24 May 2018
Professor Denis Murphy is taking part in the opening event for this year’s Hay Festival, discussing the sustainability of food production. Here, he looks at how low-meat or completely vegetarian diets could actually help to secure worldwide political stability.
WOULD you consider switching to a low-meat diet to alleviate famine in the rest of the world? And could you cut back on the amount of food you throw away, so your consumption falls?
That could be what millions of people in developing countries need to do as the Earth’s population increases dramatically over the next three decades, and the inhabitants face up to the challenge of ensuring everyone has enough to eat.
By 2050, the world’s population is expected have grown to 9.6 billion people.
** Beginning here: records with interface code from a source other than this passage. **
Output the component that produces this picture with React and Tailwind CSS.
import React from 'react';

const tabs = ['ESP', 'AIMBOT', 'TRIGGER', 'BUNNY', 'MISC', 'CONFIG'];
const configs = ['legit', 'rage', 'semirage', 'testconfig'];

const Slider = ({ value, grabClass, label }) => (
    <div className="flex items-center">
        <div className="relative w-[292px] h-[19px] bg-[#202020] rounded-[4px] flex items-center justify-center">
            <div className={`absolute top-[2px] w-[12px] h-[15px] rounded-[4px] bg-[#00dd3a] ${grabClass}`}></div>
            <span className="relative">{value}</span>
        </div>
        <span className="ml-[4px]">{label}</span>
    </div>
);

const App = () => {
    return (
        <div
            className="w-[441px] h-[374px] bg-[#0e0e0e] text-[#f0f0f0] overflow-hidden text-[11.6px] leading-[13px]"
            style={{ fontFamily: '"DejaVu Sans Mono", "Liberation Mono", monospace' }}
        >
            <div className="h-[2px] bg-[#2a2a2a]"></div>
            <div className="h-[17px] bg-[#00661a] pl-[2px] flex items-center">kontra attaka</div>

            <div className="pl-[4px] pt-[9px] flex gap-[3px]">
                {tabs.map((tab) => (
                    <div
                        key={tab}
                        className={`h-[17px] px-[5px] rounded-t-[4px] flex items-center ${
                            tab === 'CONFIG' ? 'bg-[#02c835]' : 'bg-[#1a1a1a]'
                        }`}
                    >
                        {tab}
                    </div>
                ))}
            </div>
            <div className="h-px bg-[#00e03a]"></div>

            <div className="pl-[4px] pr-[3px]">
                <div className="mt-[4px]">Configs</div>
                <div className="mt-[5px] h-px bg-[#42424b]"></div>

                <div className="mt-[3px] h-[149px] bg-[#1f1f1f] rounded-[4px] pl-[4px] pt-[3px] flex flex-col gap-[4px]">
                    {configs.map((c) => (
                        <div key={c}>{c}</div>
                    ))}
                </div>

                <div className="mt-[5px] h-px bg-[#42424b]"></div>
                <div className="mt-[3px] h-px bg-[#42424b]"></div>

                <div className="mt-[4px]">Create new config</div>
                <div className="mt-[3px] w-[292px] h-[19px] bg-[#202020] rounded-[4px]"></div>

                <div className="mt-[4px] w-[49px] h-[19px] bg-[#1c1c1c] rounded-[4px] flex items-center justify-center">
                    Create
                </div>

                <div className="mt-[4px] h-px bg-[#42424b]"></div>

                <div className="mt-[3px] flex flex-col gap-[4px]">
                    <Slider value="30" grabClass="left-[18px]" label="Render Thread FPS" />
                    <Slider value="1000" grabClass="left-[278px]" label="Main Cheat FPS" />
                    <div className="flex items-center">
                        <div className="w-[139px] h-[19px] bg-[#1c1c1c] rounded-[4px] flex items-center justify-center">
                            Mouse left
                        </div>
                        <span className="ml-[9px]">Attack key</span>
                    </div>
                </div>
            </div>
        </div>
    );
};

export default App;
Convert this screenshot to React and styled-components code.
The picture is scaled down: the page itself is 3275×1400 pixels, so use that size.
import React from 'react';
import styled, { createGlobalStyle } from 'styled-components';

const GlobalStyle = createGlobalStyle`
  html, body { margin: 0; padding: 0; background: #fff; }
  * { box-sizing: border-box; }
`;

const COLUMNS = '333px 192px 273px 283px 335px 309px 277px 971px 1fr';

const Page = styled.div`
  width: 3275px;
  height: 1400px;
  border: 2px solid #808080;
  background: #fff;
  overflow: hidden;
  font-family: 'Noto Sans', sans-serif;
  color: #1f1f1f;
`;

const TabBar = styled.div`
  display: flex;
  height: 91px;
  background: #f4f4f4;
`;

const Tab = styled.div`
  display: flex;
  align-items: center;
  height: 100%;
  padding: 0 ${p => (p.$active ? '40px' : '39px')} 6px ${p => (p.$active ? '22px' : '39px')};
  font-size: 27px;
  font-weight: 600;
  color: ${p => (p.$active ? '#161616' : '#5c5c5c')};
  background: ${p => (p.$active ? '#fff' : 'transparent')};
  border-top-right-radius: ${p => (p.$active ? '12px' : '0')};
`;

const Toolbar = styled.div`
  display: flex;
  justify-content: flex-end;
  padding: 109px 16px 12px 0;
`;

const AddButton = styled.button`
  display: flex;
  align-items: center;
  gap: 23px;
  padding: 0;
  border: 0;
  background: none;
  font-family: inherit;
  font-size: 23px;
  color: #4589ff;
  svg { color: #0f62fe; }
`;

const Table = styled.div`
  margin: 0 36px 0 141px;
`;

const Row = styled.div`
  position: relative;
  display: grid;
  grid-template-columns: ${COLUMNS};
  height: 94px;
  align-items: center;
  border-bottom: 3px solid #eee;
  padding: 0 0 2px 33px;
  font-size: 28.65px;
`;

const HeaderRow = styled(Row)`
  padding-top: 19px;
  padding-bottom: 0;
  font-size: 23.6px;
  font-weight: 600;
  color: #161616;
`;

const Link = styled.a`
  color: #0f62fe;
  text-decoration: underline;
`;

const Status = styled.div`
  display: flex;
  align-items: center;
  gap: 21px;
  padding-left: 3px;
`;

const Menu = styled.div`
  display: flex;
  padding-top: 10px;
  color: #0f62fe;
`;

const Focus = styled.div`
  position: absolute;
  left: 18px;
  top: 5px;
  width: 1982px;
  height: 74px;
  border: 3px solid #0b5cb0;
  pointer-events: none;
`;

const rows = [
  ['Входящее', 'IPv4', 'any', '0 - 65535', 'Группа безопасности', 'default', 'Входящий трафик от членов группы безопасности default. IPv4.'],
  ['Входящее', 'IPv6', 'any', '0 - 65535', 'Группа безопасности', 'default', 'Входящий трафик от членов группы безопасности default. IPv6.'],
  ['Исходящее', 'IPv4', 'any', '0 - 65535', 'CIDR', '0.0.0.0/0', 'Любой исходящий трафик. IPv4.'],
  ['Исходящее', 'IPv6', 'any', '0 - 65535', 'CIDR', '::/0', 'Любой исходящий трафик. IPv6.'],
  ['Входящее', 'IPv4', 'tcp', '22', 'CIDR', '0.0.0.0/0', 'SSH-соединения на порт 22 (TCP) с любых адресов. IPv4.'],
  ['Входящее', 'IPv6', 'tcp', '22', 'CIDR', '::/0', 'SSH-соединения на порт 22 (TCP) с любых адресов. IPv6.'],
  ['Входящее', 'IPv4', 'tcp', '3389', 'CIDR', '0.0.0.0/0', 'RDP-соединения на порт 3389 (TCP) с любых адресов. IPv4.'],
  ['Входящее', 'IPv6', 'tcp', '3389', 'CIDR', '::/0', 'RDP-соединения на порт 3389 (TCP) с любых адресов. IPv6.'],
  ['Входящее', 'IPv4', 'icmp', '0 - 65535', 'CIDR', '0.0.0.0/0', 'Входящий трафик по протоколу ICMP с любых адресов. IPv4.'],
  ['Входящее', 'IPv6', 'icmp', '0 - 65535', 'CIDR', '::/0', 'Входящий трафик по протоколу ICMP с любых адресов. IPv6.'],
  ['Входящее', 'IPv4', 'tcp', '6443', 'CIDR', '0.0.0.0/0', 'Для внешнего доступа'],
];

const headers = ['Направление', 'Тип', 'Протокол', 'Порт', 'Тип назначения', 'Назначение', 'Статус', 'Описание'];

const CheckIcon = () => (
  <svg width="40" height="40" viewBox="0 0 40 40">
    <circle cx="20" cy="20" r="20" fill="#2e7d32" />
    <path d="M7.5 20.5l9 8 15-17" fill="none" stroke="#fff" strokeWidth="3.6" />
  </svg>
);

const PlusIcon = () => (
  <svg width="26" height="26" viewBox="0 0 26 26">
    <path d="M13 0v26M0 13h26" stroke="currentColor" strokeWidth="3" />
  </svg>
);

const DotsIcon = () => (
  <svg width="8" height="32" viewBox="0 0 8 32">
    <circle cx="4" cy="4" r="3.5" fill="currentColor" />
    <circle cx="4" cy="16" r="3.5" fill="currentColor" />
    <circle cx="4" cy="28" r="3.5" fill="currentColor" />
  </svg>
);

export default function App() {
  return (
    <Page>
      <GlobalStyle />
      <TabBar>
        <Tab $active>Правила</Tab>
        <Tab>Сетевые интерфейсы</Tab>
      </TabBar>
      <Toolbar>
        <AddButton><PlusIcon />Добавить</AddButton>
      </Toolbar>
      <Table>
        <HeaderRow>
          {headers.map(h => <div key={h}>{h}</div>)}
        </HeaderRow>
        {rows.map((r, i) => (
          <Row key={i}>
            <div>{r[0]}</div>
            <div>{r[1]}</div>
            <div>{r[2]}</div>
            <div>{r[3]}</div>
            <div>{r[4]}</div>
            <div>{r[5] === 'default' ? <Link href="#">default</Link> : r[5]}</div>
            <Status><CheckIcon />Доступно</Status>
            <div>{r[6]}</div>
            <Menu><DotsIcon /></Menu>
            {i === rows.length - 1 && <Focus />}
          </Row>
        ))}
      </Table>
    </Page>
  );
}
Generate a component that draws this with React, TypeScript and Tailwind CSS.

That’s an extra 2.4 billion mouths to feed on top of the ones who are already here.
This growth in population is in itself astounding. Even more so when you consider that the planet’s population was 2.4 billion just under 80 years ago, a year after World War II started.
Ensuring that all of these people are able to live a fulfilling and happy life is a massive ask. Ensuring they have food security – essentially, enough to eat - will be a major challenge for the population to overcome.
But what exactly is food security?
On a macro level, it means that a nation or region will have reliable access to sufficient food for its population. This doesn’t necessarily mean complete self-sufficiency. Britain hasn’t been self-sufficient in food production for several centuries, but as a relatively rich nation we are able to pay for imported food from other countries.
Many developing countries also need to import food, but they are much less wealthy and powerful than Britain, which makes them vulnerable to any interruptions in food supply, especially if a shortage in supply leads to price rises.
On a micro level, food security means that smaller groups – for example individuals or families - are able to produce enough food to feed themselves, or earn enough to buy it from others.
However, across the globe the proportion of food that people need to purchase varies widely.
In Britain, an average family spends only about 11% of their income on food, whereas families in developing countries spend well over 70% of their income on feeding themselves. In simple terms, this means that a major cause of food insecurity is poverty.
Eradicating poverty in developing countries would obviously help to increase their food security. But it is here where the problems of population growth will exacerbate the situation.
The massive rise by 2050 will overwhelmingly be in developing countries. As the numbers grow in these states – such as in sub-Saharan Africa, and South and East Asia – this is where poverty will increase, and food security will drop. The constant threat of crop failure will only make this problem worse.
A further challenge for those looking to increase food security is the demand for meat and other high-impact foods in developing countries, such as in China, South East Asia, and Latin America.
This development has meant demand for land to be used to produce food grain to feed animals has increased over the past two decades, with the rest of the world catching up to richer countries in their appetite for this different diet.
So, how do we go about ensuring that the world has enough to eat?
Over the past 70 years or so the use of intensive farming has meant that we now produce 30% more food per capita. However, producing a meat-intensive diet uses up a lot more resources land than just producing food crops, and a vegetarian uses on average less than 1,600 litres of water per day than someone on a carnivorous diet.
So should the world consider cutting back on its meat diet, or even going fully vegetarian?
If the majority in Britain decided to take the lead and switch to a low-meat diet, the benefits across the globe would be massive. Not only would it mean that fewer resources would be wasted, and thrown away, but a balanced low-meat diet is healthier in terms risks such as heart disease. Such diets are also less likely to lead to overeating and weight gain, which means that the impact of the obesity epidemic that we currently face would be substantially reduced.
So, in the long run, low- or no-meat diets would be in our own best interests, both health-wise and for the future of our fellow humans in poorer countries, where mass famine could threaten global security, and in turn lead to mass migration, with all the associated global political impacts.
It may seem like a doomsday scenario – but food is one of the key demands that every living thing requires. If we do not ensure it is available, then the consequences could be severe.
Professor DenisMurphy is Professor of Biotechnology at the University of South Wales.